Lorraine (Lorr) Report 7 Apr 2004 22:26

John, I'm interested, how do you format paragraphs please?

John

John Report 7 Apr 2004 22:21

Thanks John, very interesting. Would it be possible to make your future lessons a "reply" so as to make the paragraphs format correctly. My 36 years are starting to catch up on me and a large block of text is sometimes hard to read late at night. TVM.

Lorraine (Lorr)

Lorraine (Lorr) Report 7 Apr 2004 22:04

Very good reading and like everyone else says much more interesting the way you do it! Any chance of part one again?

Shirley

Shirley Report 7 Apr 2004 22:01

John, Humouros, very interesting and amazing, what more can one say.

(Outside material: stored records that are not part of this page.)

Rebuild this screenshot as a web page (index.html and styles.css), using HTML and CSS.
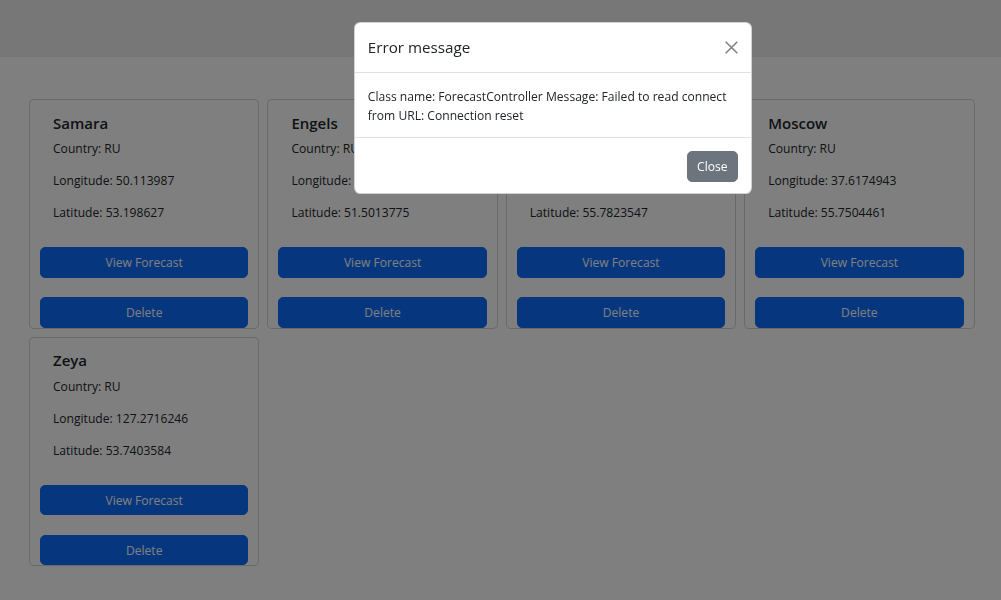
FILE: index.html
```html
<!DOCTYPE html>
<html lang="en">
<head>
<meta charset="utf-8">
<title>Cities</title>
<link rel="stylesheet" href="styles.css">
</head>
<body>
<header class="topbar"></header>
<main class="cards">
  <div class="card">
    <div class="card-body">
      <h5 class="card-title">Samara</h5>
      <p>Country: RU</p>
      <p>Longitude: 50.113987</p>
      <p>Latitude: 53.198627</p>
    </div>
    <div class="actions">
      <button class="btn btn-primary">View Forecast</button>
      <button class="btn btn-primary">Delete</button>
    </div>
  </div>
  <div class="card">
    <div class="card-body">
      <h5 class="card-title">Engels</h5>
      <p>Country: RU</p>
      <p>Longitude: 46.1257434</p>
      <p>Latitude: 51.5013775</p>
    </div>
    <div class="actions">
      <button class="btn btn-primary">View Forecast</button>
      <button class="btn btn-primary">Delete</button>
    </div>
  </div>
  <div class="card">
    <div class="card-body">
      <h5 class="card-title">Kazan</h5>
      <p>Country: RU</p>
      <p>Longitude: 49.1064856</p>
      <p>Latitude: 55.7823547</p>
    </div>
    <div class="actions">
      <button class="btn btn-primary">View Forecast</button>
      <button class="btn btn-primary">Delete</button>
    </div>
  </div>
  <div class="card">
    <div class="card-body">
      <h5 class="card-title">Moscow</h5>
      <p>Country: RU</p>
      <p>Longitude: 37.6174943</p>
      <p>Latitude: 55.7504461</p>
    </div>
    <div class="actions">
      <button class="btn btn-primary">View Forecast</button>
      <button class="btn btn-primary">Delete</button>
    </div>
  </div>
  <div class="card">
    <div class="card-body">
      <h5 class="card-title">Zeya</h5>
      <p>Country: RU</p>
      <p>Longitude: 127.2716246</p>
      <p>Latitude: 53.7403584</p>
    </div>
    <div class="actions">
      <button class="btn btn-primary">View Forecast</button>
      <button class="btn btn-primary">Delete</button>
    </div>
  </div>
</main>

<div class="backdrop"></div>
<div class="modal">
  <div class="modal-header">
    <h5 class="modal-title">Error message</h5>
    <button class="btn-close" aria-label="Close">
      <svg width="13" height="13" viewBox="0 0 13 13"><path d="M0.7 0.7 L12.3 12.3 M12.3 0.7 L0.7 12.3" stroke="#000" stroke-width="1.5" fill="none"/></svg>
    </button>
  </div>
  <div class="modal-body">Class name: ForecastController Message: Failed to read connect from URL: Connection reset</div>
  <div class="modal-footer">
    <button class="btn btn-secondary">Close</button>
  </div>
</div>
</body>
</html>
```

FILE: styles.css
```css
* { box-sizing: border-box; }
html, body { margin: 0; padding: 0; }
body {
  font-family: "Open Sans", "Noto Sans", sans-serif;
  font-size: 12.1px;
  line-height: 19.2px;
  color: #212529;
  background: #fff;
  overflow: hidden;
  height: 600px;
}
.topbar {
  height: 57px;
  background: #efefef;
}
.cards {
  display: grid;
  grid-template-columns: repeat(4, 230.4px);
  column-gap: 8px;
  row-gap: 8px;
  padding: 42px 0 0 29px;
  align-items: start;
}
.card {
  border: 1px solid rgba(0,0,0,.175);
  border-radius: 5px;
  display: flex;
  flex-direction: column;
  background: #fff;
}
.card-body {
  padding: 13.8px 23px 0;
}
.card-title {
  margin: 0 0 6.4px;
  font-size: 15px;
  line-height: 19.2px;
  font-weight: 600;
}
.card-body p {
  margin: 0 0 12.8px;
}
.actions {
  display: flex;
  flex-direction: column;
  gap: 19.6px;
  padding: 11.9px 10px 0;
}
.btn {
  font-family: inherit;
  font-size: 12.1px;
  line-height: 19.2px;
  border: 1px solid transparent;
  border-radius: 5px;
  padding: 4.6px 9.6px;
  cursor: pointer;
}
.btn-primary {
  background: #0d6efd;
  border-color: #0d6efd;
  color: #fff;
  width: 100%;
}
.btn-secondary {
  background: #6c757d;
  border-color: #6c757d;
  color: #fff;
  padding: 5px 9.6px;
}
.backdrop {
  position: fixed;
  inset: 0;
  background: rgba(0,0,0,.5);
}
.modal {
  position: fixed;
  left: 354px;
  top: 22px;
  width: 398px;
  background: #fff;
  border: 1px solid rgba(0,0,0,.175);
  border-radius: 6.4px;
}
.modal-header {
  display: flex;
  align-items: center;
  padding: 12.8px;
  border-bottom: 1px solid #dee2e6;
}
.modal-title {
  margin: 0;
  font-size: 15.2px;
  line-height: 23px;
  font-weight: 500;
}
.btn-close {
  margin-left: auto;
  padding: 0;
  border: 0;
  background: transparent;
  width: 13px;
  height: 13px;
  opacity: .5;
  display: flex;
}
.modal-body {
  padding: 14px 12.8px 11.6px;
}
.modal-footer {
  display: flex;
  justify-content: flex-end;
  padding: 10.2px 9.6px 8px;
  border-top: 1px solid #dee2e6;
}
.modal-footer .btn {
  margin: 3.2px;
}
```
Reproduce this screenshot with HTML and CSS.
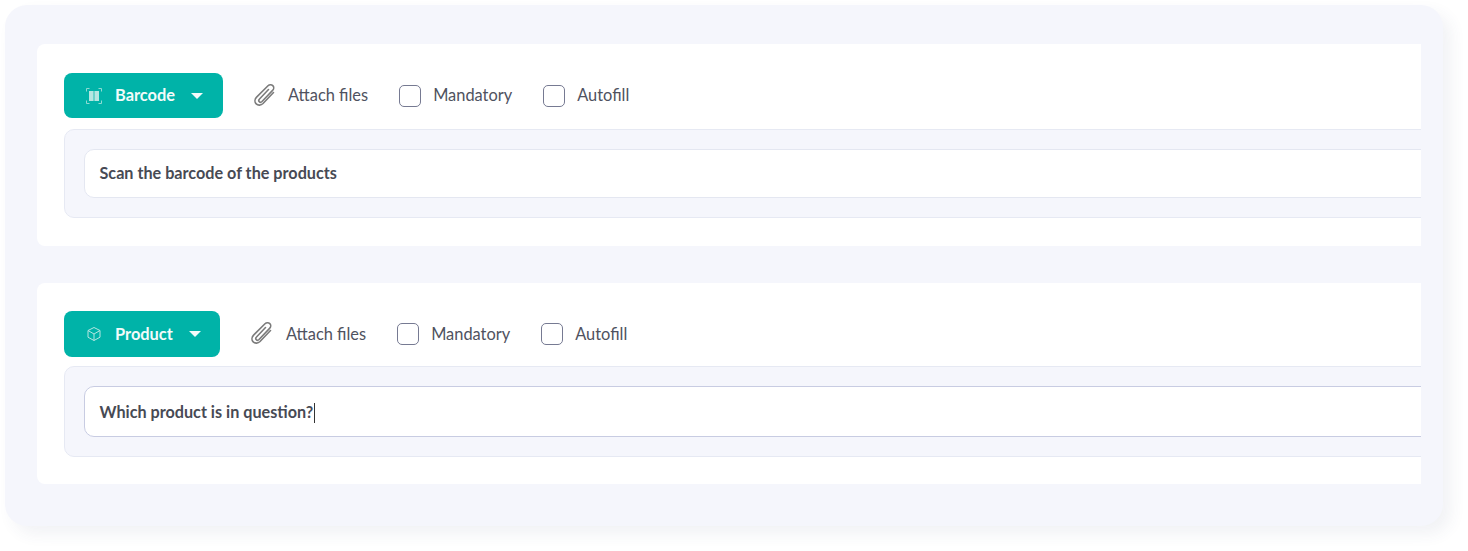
FILE: index.html
```html
<!DOCTYPE html>
<html lang="en">
<head>
<meta charset="utf-8">
<title>Form fields</title>
<link rel="stylesheet" href="styles.css">
</head>
<body>
<main class="panel">
  <section class="card card-first">
    <div class="toolbar toolbar-first">
      <button class="type-btn type-barcode" type="button">
        <svg class="type-icon" width="18" height="18" viewBox="0 0 18 18" fill="none" stroke="#8fdad3" stroke-width="1">
          <path d="M1.500 4.500V1.500H4.500M13.500 1.500H16.500V4.500M16.500 13.500V16.500H13.500M4.500 16.500H1.500V13.500"/>
          <rect x="4" y="4" width="4.600" height="10" fill="#b5e6e1" stroke="none"/>
          <rect x="9.400" y="4" width="4.600" height="10" fill="#b5e6e1" stroke="none"/>
        </svg>
        <span class="type-label">Barcode</span>
        <span class="caret"></span>
      </button>
      <span class="attach">
        <svg class="clip" width="26" height="26" viewBox="0 0 26 26" fill="none" stroke="#7b7b7b" stroke-width="1.600" stroke-linecap="round" stroke-linejoin="round">
          <path d="M21.500 9.500 11 20.500c-2 2-5 2.200-6.800.4s-1.500-4.800.4-6.800L16 2.800c1.400-1.400 3.500-1.500 4.800-.2s1.200 3.400-.2 4.800L10 18.500c-.8.800-2 .9-2.700.2s-.6-1.900.2-2.700l9-9.500"/>
        </svg>
        <span class="opt-text">Attach files</span>
      </span>
      <label class="opt"><span class="box"></span><span class="opt-text">Mandatory</span></label>
      <label class="opt"><span class="box"></span><span class="opt-text">Autofill</span></label>
    </div>
    <div class="question">
      <div class="field">Scan the barcode of the products</div>
    </div>
  </section>

  <section class="card card-second">
    <div class="toolbar toolbar-second">
      <button class="type-btn type-product" type="button">
        <svg class="type-icon" width="18" height="18" viewBox="0 0 18 18" fill="none" stroke="#b5e6e1" stroke-width="1" stroke-linejoin="round">
          <path d="M9 2.500 15 5.500V12.200L9 15.500 3 12.200V5.500Z"/>
          <path d="M3 5.500 9 9 15 5.500M9 9V15.500"/>
        </svg>
        <span class="type-label">Product</span>
        <span class="caret"></span>
      </button>
      <span class="attach">
        <svg class="clip" width="26" height="26" viewBox="0 0 26 26" fill="none" stroke="#7b7b7b" stroke-width="1.600" stroke-linecap="round" stroke-linejoin="round">
          <path d="M21.500 9.500 11 20.500c-2 2-5 2.200-6.800.4s-1.500-4.800.4-6.800L16 2.800c1.400-1.400 3.500-1.500 4.800-.2s1.200 3.400-.2 4.800L10 18.500c-.8.800-2 .9-2.700.2s-.6-1.900.2-2.700l9-9.500"/>
        </svg>
        <span class="opt-text">Attach files</span>
      </span>
      <label class="opt"><span class="box"></span><span class="opt-text">Mandatory</span></label>
      <label class="opt"><span class="box"></span><span class="opt-text">Autofill</span></label>
    </div>
    <div class="question question-active">
      <div class="field field-active">Which product is in question?<span class="cursor"></span></div>
    </div>
  </section>
</main>
</body>
</html>
```
FILE: styles.css
```css
* {
  box-sizing: border-box;
}

html,
body {
  margin: 0;
  height: 100%;
  background: #fff;
  overflow: hidden;
}

body {
  padding: 5px 25px 25px 5px;
  font-family: Lato, "Liberation Sans", sans-serif;
}

.panel {
  width: 1438px;
  height: 521px;
  padding: 39px 22px 0 32px;
  background: #f5f6fc;
  border-radius: 22px;
  box-shadow: 8px 8px 16px rgba(60, 70, 110, 0.07);
}

.card {
  background: #fff;
  border-radius: 8px 0 0 8px;
  overflow: hidden;
  padding-left: 27px;
}

.card-first {
  height: 202px;
  padding-top: 29px;
  margin-bottom: 37px;
}

.card-second {
  height: 201px;
  padding-top: 28px;
}

.toolbar {
  display: flex;
  align-items: center;
}

.toolbar-first {
  height: 45px;
  margin-bottom: 11px;
}

.toolbar-second {
  height: 46px;
  margin-bottom: 9px;
}

.toolbar-second .clip {
  margin-right: 11px;
}

.type-btn {
  display: flex;
  align-items: center;
  height: 100%;
  padding: 0 0 0 21px;
  border: 0;
  border-radius: 8px;
  background: #00b3a8;
  color: #f2fbfa;
  font: 700 16.400px Lato, "Liberation Sans", sans-serif;
}

.type-barcode {
  width: 159px;
}

.type-product {
  width: 156px;
}

.type-icon {
  flex: none;
}

.type-label {
  margin-left: 12px;
  margin-bottom: 2px;
}

.caret {
  width: 0;
  height: 0;
  margin-left: 16px;
  border-left: 6px solid transparent;
  border-right: 6px solid transparent;
  border-top: 6px solid #f2fbfa;
}

.attach {
  display: flex;
  align-items: center;
  margin-left: 29px;
}

.clip {
  flex: none;
  margin-right: 10px;
}

.opt {
  display: flex;
  align-items: center;
  margin-left: 31px;
}

.box {
  width: 22px;
  height: 22px;
  margin-right: 12px;
  background: #fff;
  border: 1px solid #767a92;
  border-radius: 5px;
}

.opt-text {
  margin-bottom: 2px;
  color: #4f5260;
  font-size: 16.400px;
  white-space: nowrap;
}

.question {
  width: 1500px;
  height: 89px;
  padding: 19px 0 0 19px;
  background: #f5f6fc;
  border: 1px solid #e6e9f3;
  border-radius: 10px;
}

.question-active {
  height: 91px;
}

.field {
  height: 49px;
  padding-left: 14.500px;
  background: #fff;
  border: 1px solid #e4e7f1;
  border-radius: 10px;
  color: #474a54;
  font-size: 16.200px;
  font-weight: 700;
  line-height: 45px;
}

.field-active {
  height: 51px;
  border-color: #c8cce2;
  line-height: 49px;
}

.cursor {
  display: inline-block;
  width: 1px;
  height: 20px;
  margin-left: 1px;
  background: #333;
  vertical-align: -5px;
}
```
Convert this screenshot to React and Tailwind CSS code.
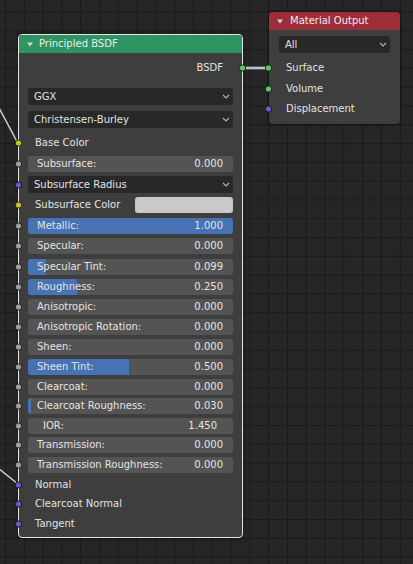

You forgot the one about "eaves dropping" keep them coming Shirleyxx

Sandra

Sandra Report 7 Apr 2004 00:47

Hi John Thank you for your lesson!!! I thoroughly enjoyed reading it. Sandra in Ontario, Canada

Seasons

Seasons Report 6 Apr 2004 14:31

Absolutely fascinating - have just sent them to all by friends acknowledging your authorship. Keep it up it'll make teaching my kids history a lot more interesting than "they did it like this in my day"!!!!!!!!!!!!!

Rebecca

Rebecca Report 6 Apr 2004 09:11

John, These history lessons are brilliant! I`m printing themoff for my daughter, who is really into history at the moment, but tends to prefer the more "obscure" facts. I bet no-one elses essay on Henry VIII included how many shirts he had when he died! She`s only nine bless her! Rebecca

Mystified

Mystified Report 6 Apr 2004 08:43

Here’s the scary bit Those with money had lead-based pewter plates. Unfortunately, food with a high acid content caused some of the lead to leak onto the food, causing lead poisoning and death. This happened most often with tomatoes, so for the next 400 years or so, tomatoes were considered poisonous. Most people didn't have pewter plates, but had "trenchers", a piece of wood with the middle scooped out like a bowl. Often trenchers were made from stale bread that was so old and hard that they could be used for quite some time. Trenchers were never washed and a lot of times worms and mould got into the wood and old bread. After eating from wormy, mouldy trenchers, one would get "trench mouth." Bread was divided according to status. Workers got the burnt bottom of the loaf, The family got the middle, and guests got the top, or "upper crust." Lead cups were used to drink ale or whisky. The combination would sometimes knock them out for a couple of days. Someone walking along the road would take them for dead and prepare them for burial. They were laid out on the kitchen table for a couple of days and the family would gather around and eat and drink and wait and see if they would wake up, hence the custom of holding a "wake." England is small and the local folks started running out of places to bury people. So they would dig up coffins and would take the bones to a "bone- house" and reuse the grave. When reopening these coffins, 1 out of 25 coffins were found to have scratch marks on the inside and they realised they had been burying people alive. So they thought they would tie a string on the wrist of the corpse, lead it through the coffin and up through the ground and tie it to a bell. Someone would have to sit out in the graveyard all night (the "graveyard shift") to listen for the bell; thus, someone could be "saved by the bell" or was considered a "dead ringer". and whoever said that History was boring?!